■ **Task objective**: Only the number is wanted: how many lines of the data contain "that"?

■ **Material**:

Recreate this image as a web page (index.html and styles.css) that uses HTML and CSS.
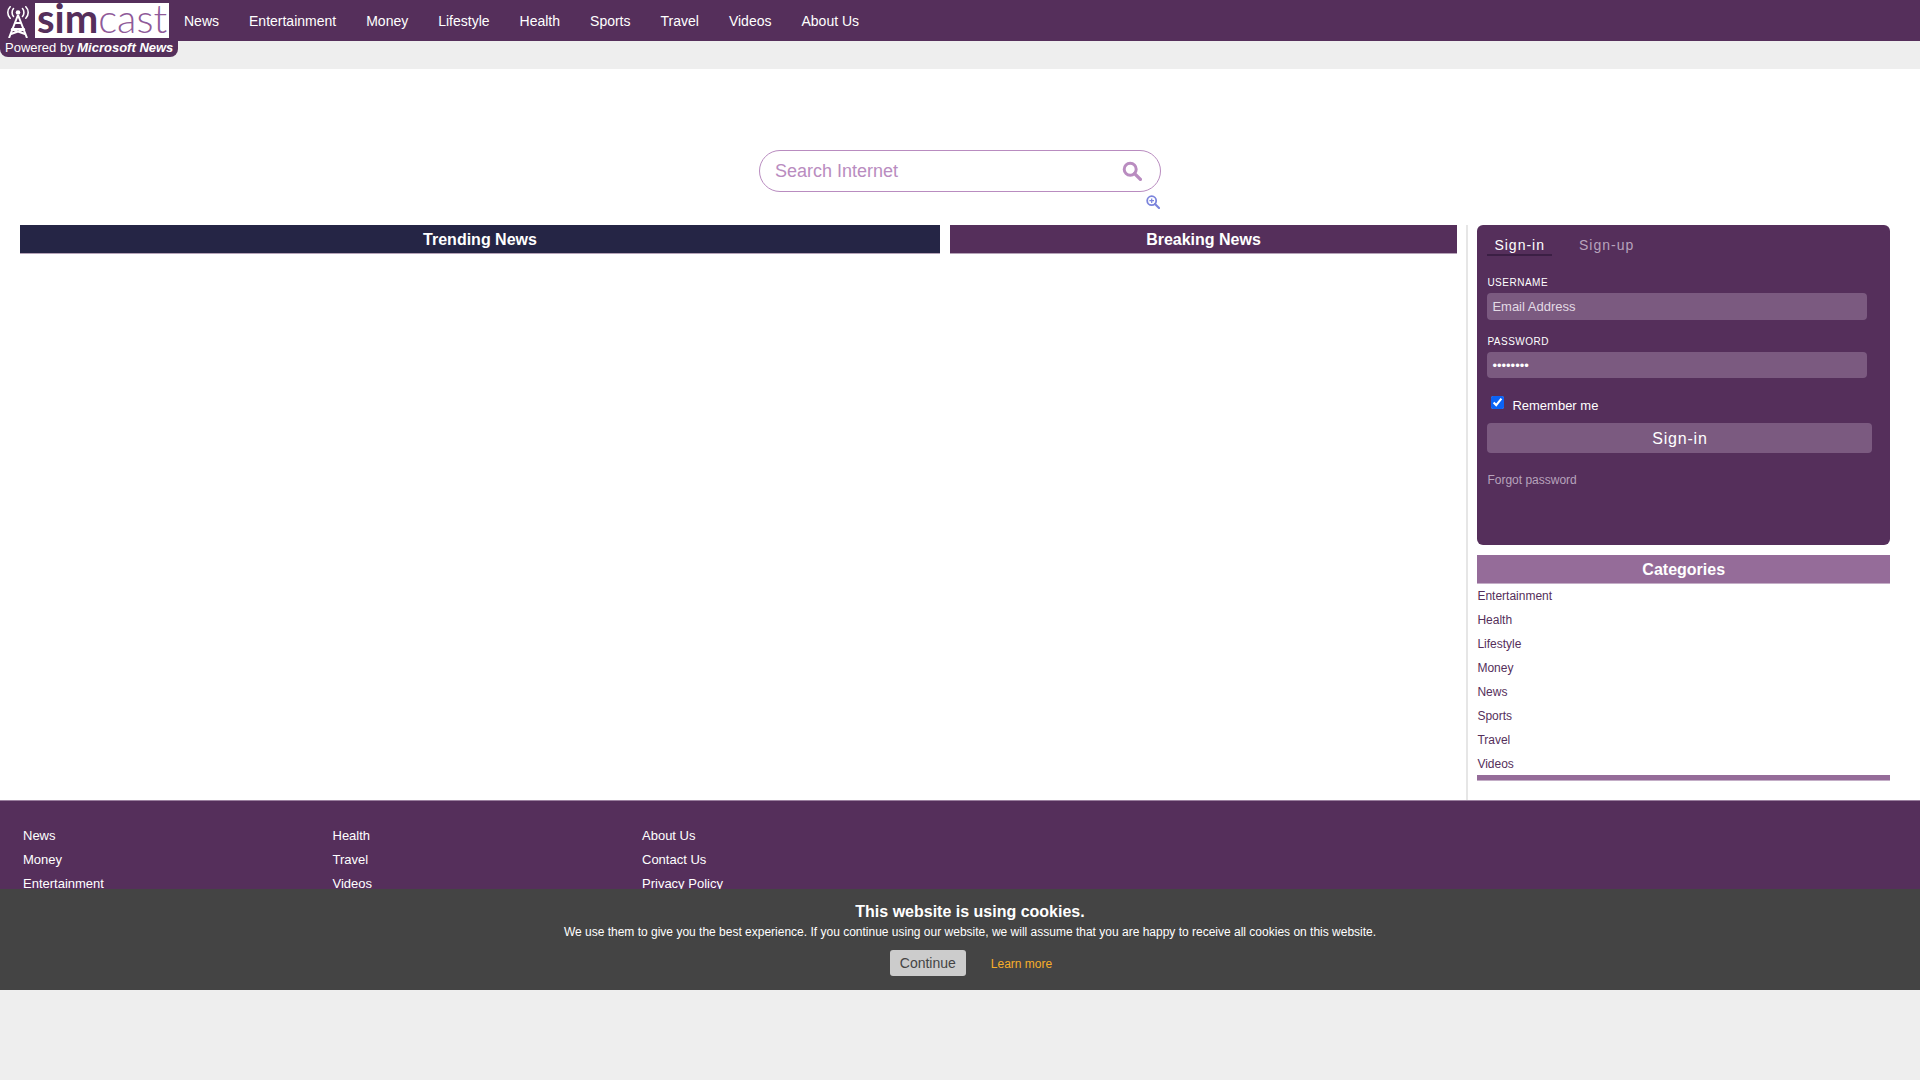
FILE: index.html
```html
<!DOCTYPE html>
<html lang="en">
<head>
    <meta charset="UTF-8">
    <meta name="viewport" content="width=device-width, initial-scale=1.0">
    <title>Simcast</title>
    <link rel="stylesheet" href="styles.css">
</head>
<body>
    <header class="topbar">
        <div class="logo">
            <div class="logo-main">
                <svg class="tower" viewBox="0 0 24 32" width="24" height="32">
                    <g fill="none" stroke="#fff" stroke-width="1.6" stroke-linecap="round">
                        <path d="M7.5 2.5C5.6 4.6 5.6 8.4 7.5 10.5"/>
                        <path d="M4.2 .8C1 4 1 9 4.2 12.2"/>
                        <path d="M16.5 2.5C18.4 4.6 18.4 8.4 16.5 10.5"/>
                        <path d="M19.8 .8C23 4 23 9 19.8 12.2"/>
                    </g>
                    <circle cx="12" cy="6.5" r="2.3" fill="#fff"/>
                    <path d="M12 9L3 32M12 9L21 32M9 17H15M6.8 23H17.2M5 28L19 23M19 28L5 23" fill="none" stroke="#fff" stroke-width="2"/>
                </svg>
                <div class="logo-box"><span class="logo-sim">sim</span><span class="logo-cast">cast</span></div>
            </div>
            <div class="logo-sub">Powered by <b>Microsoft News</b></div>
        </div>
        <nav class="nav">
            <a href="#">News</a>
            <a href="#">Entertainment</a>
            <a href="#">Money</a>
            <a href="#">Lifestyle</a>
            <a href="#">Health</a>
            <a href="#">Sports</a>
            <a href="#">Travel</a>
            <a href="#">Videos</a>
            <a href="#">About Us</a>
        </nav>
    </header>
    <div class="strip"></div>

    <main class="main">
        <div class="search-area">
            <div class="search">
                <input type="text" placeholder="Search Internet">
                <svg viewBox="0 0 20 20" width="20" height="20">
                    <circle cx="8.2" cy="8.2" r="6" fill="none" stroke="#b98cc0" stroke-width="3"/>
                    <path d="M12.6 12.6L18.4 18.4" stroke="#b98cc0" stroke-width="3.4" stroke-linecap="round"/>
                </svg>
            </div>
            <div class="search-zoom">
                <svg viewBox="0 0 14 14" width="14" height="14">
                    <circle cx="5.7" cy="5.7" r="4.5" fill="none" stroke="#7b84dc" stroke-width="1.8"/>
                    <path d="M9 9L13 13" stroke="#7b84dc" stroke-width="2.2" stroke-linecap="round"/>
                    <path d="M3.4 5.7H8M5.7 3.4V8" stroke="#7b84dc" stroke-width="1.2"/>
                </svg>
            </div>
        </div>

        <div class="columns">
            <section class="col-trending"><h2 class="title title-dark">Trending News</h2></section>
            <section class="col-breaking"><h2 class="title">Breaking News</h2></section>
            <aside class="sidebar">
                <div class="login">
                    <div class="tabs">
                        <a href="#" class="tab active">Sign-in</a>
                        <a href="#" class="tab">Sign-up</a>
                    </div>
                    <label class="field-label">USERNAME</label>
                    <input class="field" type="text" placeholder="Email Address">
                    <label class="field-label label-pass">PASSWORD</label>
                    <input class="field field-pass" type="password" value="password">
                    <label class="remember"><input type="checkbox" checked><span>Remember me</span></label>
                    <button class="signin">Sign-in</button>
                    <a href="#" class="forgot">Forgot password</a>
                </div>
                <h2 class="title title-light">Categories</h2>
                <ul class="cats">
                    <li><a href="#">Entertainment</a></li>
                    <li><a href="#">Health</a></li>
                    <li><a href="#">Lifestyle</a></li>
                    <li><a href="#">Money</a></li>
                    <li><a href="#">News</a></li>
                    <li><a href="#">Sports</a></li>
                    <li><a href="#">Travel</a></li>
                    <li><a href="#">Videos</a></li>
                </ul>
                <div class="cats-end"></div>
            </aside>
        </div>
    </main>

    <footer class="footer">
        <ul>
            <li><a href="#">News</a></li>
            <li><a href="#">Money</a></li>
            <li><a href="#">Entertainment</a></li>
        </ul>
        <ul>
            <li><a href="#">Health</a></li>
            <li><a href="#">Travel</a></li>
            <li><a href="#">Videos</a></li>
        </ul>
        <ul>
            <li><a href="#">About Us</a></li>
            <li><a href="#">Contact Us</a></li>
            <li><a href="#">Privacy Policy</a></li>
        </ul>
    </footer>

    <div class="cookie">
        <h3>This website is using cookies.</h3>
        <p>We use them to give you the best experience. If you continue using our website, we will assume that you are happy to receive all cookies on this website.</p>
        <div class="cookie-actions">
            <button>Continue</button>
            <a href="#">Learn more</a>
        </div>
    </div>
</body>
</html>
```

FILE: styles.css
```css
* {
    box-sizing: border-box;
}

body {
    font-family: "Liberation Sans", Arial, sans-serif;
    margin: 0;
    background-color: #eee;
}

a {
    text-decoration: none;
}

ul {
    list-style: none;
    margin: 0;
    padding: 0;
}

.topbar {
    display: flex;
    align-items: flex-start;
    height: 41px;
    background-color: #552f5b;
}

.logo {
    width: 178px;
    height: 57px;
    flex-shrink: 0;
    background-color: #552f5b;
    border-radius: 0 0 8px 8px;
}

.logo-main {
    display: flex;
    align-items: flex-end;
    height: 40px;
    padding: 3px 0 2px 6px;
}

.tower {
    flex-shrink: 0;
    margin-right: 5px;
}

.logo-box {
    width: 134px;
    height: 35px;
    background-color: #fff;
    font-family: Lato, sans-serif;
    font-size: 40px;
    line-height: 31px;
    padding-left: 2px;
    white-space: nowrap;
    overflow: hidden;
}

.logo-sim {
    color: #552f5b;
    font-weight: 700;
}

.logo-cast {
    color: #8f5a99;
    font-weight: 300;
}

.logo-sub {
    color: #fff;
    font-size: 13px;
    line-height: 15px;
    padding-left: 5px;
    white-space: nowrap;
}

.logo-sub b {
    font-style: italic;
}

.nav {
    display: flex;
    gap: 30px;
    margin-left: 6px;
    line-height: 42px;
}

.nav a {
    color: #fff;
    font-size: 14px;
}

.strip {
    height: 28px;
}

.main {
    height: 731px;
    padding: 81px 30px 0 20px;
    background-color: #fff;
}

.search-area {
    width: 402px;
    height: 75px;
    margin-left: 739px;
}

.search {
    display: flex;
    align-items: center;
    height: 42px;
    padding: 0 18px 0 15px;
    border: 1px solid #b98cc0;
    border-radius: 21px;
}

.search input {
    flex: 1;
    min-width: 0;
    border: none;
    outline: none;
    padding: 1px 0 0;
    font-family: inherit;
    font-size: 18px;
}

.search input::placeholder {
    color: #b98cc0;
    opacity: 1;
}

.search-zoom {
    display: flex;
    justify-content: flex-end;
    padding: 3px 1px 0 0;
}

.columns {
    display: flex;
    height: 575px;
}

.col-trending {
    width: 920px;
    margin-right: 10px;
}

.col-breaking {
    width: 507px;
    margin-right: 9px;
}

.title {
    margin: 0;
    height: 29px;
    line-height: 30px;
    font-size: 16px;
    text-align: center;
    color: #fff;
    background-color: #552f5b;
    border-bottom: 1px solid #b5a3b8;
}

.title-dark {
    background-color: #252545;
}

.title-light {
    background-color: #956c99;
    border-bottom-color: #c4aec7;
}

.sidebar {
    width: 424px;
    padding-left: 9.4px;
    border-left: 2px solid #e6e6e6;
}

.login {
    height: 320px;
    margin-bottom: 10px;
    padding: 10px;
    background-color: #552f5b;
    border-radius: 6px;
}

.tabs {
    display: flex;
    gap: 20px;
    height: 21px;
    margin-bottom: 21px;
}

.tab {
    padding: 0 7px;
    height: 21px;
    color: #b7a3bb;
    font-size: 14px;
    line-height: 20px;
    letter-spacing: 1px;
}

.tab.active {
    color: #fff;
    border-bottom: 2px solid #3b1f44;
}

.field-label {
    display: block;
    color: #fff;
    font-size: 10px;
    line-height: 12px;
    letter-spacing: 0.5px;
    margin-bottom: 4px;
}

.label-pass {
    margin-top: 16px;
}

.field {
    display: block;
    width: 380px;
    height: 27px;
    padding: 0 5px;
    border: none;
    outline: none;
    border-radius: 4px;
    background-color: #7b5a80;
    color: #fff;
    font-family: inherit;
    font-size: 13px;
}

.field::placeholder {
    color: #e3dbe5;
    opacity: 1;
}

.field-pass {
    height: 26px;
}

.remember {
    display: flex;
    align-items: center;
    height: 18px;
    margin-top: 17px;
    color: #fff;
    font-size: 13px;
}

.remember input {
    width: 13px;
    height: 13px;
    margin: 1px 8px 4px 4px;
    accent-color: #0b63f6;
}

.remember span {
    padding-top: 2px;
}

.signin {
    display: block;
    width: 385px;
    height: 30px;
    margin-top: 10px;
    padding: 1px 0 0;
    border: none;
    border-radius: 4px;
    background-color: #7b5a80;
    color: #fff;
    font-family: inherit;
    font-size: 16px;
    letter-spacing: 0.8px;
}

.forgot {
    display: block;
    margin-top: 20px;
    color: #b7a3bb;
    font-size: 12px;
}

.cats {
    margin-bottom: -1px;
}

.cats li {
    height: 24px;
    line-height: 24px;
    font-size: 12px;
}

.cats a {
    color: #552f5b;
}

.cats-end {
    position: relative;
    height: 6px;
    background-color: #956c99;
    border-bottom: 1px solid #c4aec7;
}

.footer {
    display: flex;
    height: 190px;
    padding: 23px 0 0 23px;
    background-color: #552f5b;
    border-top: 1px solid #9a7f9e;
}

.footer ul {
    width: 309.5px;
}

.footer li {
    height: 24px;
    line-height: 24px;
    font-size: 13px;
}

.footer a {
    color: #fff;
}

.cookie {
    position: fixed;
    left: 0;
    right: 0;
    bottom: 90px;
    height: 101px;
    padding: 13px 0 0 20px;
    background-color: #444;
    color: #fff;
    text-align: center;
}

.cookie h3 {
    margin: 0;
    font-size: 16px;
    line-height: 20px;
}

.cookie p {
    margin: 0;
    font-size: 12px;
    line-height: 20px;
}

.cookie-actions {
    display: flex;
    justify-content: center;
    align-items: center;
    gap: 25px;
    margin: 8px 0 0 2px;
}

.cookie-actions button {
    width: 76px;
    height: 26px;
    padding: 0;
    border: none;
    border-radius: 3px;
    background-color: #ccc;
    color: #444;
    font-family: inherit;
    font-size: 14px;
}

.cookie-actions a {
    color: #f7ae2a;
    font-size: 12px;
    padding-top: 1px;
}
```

■ **Task answer**: 2